Using his spare time to study leading thinkers including Thoreau – an American and Tolstoy – a Russian, and scouring Marxist, Hindu, Christian, and other religious texts, he honed his thinking. Thoreau’s 1849 essay on Civil Disobedience must have come to Gandhi like manna from heaven.

Mentally ready, Gandhi organized his first mass civil disobedience campaign in 1906, to protest the South African Transvaal government’s restrictions on the rights of Indians, including its refusal to recognize Hindu marriages and its imposition of a new tax. He termed the protest “Satyagraha” meaning ‘the Force of Truth’.

The government retaliated by hounding and imprisoning hundreds of Indians, including Gandhi. Eventually, under pressure and as news of peaceful protest caught the attention of global media, the government caved in, ceding the two demands put forth by Indians.

The first chapter of the efficacy of peaceful protest was written and the success of that novel modality was acknowledged. It was time to go back home.

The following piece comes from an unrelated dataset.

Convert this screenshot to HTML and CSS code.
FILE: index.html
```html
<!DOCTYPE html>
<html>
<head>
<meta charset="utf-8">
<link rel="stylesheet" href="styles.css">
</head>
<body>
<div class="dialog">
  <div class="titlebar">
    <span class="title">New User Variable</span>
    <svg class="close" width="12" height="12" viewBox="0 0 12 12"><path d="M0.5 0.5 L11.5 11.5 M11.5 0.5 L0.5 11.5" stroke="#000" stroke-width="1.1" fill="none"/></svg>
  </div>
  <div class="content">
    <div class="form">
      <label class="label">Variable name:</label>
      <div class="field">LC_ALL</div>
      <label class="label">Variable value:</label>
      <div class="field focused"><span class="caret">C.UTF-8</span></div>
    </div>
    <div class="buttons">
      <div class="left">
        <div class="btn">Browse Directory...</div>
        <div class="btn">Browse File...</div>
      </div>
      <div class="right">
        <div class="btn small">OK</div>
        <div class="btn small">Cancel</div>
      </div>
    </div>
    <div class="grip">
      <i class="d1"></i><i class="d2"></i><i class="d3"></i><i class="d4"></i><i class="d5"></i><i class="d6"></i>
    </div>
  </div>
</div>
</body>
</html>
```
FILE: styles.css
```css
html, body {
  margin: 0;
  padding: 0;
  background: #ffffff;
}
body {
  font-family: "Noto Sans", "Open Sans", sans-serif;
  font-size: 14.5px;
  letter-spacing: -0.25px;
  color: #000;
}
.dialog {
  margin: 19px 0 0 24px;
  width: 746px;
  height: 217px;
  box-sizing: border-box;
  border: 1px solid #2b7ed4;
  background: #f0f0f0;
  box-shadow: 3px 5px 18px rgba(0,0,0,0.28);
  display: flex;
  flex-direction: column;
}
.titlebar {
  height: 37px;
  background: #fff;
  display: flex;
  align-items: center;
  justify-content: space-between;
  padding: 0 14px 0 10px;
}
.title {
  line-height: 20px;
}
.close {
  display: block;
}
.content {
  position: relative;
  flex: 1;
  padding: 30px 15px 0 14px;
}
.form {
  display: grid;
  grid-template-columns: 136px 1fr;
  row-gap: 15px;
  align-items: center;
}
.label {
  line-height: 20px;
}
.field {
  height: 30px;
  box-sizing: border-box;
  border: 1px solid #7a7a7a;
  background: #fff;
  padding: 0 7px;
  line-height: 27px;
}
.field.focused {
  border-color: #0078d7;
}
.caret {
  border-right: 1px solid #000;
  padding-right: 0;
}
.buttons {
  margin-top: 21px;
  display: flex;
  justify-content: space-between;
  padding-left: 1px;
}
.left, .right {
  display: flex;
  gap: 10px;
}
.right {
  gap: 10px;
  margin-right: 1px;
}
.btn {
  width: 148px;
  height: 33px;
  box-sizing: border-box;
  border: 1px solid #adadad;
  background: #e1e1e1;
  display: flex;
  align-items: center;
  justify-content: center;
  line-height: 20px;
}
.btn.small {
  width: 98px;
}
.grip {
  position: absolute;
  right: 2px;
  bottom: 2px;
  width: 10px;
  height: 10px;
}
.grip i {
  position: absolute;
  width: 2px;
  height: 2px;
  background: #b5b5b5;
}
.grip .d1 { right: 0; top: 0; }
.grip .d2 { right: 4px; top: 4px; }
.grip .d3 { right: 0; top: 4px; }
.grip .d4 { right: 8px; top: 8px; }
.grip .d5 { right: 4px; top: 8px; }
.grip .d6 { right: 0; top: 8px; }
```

His arrival in India in 1915 coincided with a global conflagration – World War I – which challenged both the colonial regime and Indians seeking to evict it.

Gandhi’s reputation as an organizer of the people’s movement preceded him. Working closely with leaders and workers of the Indian National Congress, Muslim League, and others, Gandhi guided the struggle for achieving home rule. By 1920, he had become the voice of the nation as well as the custodian of its conscience.

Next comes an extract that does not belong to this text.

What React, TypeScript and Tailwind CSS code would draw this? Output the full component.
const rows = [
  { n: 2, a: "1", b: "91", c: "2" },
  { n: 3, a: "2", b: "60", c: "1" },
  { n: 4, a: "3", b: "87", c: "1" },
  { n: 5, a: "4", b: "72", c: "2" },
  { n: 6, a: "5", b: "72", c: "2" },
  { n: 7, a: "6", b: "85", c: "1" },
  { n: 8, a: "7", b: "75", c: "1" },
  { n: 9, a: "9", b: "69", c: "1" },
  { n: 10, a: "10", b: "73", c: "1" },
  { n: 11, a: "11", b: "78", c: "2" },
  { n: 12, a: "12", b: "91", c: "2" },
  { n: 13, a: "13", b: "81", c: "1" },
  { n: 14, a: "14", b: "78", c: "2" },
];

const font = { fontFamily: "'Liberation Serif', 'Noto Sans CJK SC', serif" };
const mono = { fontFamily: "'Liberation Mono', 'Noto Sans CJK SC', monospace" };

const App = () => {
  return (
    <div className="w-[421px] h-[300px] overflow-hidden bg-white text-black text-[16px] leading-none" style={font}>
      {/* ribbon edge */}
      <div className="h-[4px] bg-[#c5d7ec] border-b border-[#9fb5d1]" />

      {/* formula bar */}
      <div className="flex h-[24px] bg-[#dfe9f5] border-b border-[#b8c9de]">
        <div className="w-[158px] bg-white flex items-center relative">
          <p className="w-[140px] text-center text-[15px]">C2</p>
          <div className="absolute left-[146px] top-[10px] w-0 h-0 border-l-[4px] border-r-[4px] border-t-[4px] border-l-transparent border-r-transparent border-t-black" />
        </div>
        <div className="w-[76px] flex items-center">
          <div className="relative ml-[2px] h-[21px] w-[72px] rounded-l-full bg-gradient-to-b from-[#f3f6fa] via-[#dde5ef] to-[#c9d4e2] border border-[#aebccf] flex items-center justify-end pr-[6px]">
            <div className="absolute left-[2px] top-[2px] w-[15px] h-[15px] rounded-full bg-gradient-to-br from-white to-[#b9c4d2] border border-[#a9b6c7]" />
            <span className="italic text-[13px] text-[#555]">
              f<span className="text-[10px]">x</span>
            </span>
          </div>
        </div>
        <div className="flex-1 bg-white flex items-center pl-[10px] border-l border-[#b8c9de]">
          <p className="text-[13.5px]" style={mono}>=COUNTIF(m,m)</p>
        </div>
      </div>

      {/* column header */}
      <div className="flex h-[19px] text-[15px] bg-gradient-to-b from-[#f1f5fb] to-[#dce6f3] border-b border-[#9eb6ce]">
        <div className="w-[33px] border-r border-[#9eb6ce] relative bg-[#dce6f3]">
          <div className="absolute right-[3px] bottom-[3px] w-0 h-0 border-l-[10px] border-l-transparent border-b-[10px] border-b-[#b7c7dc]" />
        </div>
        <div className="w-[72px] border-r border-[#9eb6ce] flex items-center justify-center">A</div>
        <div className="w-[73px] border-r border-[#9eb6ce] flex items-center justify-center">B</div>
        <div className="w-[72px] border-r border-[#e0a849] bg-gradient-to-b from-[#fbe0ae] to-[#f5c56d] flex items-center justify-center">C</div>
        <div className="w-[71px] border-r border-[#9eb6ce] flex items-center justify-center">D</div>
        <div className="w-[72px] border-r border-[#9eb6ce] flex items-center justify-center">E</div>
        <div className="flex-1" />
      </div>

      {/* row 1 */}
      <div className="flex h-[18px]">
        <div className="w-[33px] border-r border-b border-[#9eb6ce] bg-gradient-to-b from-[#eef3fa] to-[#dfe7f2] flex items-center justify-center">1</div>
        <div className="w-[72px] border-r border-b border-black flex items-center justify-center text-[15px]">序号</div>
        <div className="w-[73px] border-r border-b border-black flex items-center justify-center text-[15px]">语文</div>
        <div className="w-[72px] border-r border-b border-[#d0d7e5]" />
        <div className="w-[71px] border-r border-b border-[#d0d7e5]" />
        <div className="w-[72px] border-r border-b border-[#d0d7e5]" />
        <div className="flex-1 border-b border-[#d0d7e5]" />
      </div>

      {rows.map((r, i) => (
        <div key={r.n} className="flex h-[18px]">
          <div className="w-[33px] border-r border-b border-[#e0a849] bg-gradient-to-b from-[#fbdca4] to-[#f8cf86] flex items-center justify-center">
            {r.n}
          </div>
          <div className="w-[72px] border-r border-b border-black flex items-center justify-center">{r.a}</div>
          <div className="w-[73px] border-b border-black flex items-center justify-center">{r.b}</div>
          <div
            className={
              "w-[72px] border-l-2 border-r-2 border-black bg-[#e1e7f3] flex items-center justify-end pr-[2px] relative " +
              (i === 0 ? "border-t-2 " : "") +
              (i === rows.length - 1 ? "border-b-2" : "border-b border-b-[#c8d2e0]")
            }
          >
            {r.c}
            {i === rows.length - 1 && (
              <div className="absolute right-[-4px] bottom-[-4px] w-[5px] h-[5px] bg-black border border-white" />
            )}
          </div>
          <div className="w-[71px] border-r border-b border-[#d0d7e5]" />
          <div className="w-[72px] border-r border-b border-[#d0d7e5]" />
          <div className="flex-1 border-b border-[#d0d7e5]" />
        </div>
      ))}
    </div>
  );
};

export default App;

His means to fight the British were simple. No weapons. Instead, a strong will to stand up to injustice was what he required of the people. Indians had to renounce their submissiveness, which was keeping the British in command of India. But in all cases, they had to vow to remain non-violent.

“Nonviolence”, wrote Gandhi in 1920, “does not mean meek submission to the will of the evil-doer, but it means the pitting of one’s whole soul against the will of the tyrant…. And so I am not pleading for India to practice non-violence because she is weak. I want her to practice nonviolence being conscious of her strength and power.”

Between 1920 and 1942, under his stewardship, major nationwide campaigns of nonviolent resistance were undertaken. Included in these mass movements was the historic march to the sea in 1930 to collect salt to protest the government monopoly on its manufacture and its imposition of a salt tax, and in 1942 the powerful “Do or Die” Quit India movement.

Any departure from non-violence – whether communal or racial – caused him to call off the protest and to offer his own life in exchange for ending the carnage. In a cruel irony, his message of peace lay shattered in the violence that coincided with independence. The Hindu-Muslim slaughters accompanying India’s partition into two free nations left him a broken man. But he continued the peace-seeking effort right till his end on Jan 30th 1948 when he fell to an assassin’s bullet.

His death was not in vain. It helped restore sanity to the people and put the newly formed nations on the path to healing.

Alas, people – both Indians and Pakistanis – have long set aside Gandhi’s core principle of amity. The uniquely peaceful approach to battling injustice that Gandhi propagated was pivoted not only on civil disobedience but also on civility. Hence his advice to remain courteous to all including to the enemy –

“We must love the British and through our peaceful strength and love, we will change them. We must demonstrate to every Englishman that he is as safe in the remotest corner of India as he professes to feel behind the machine gun”.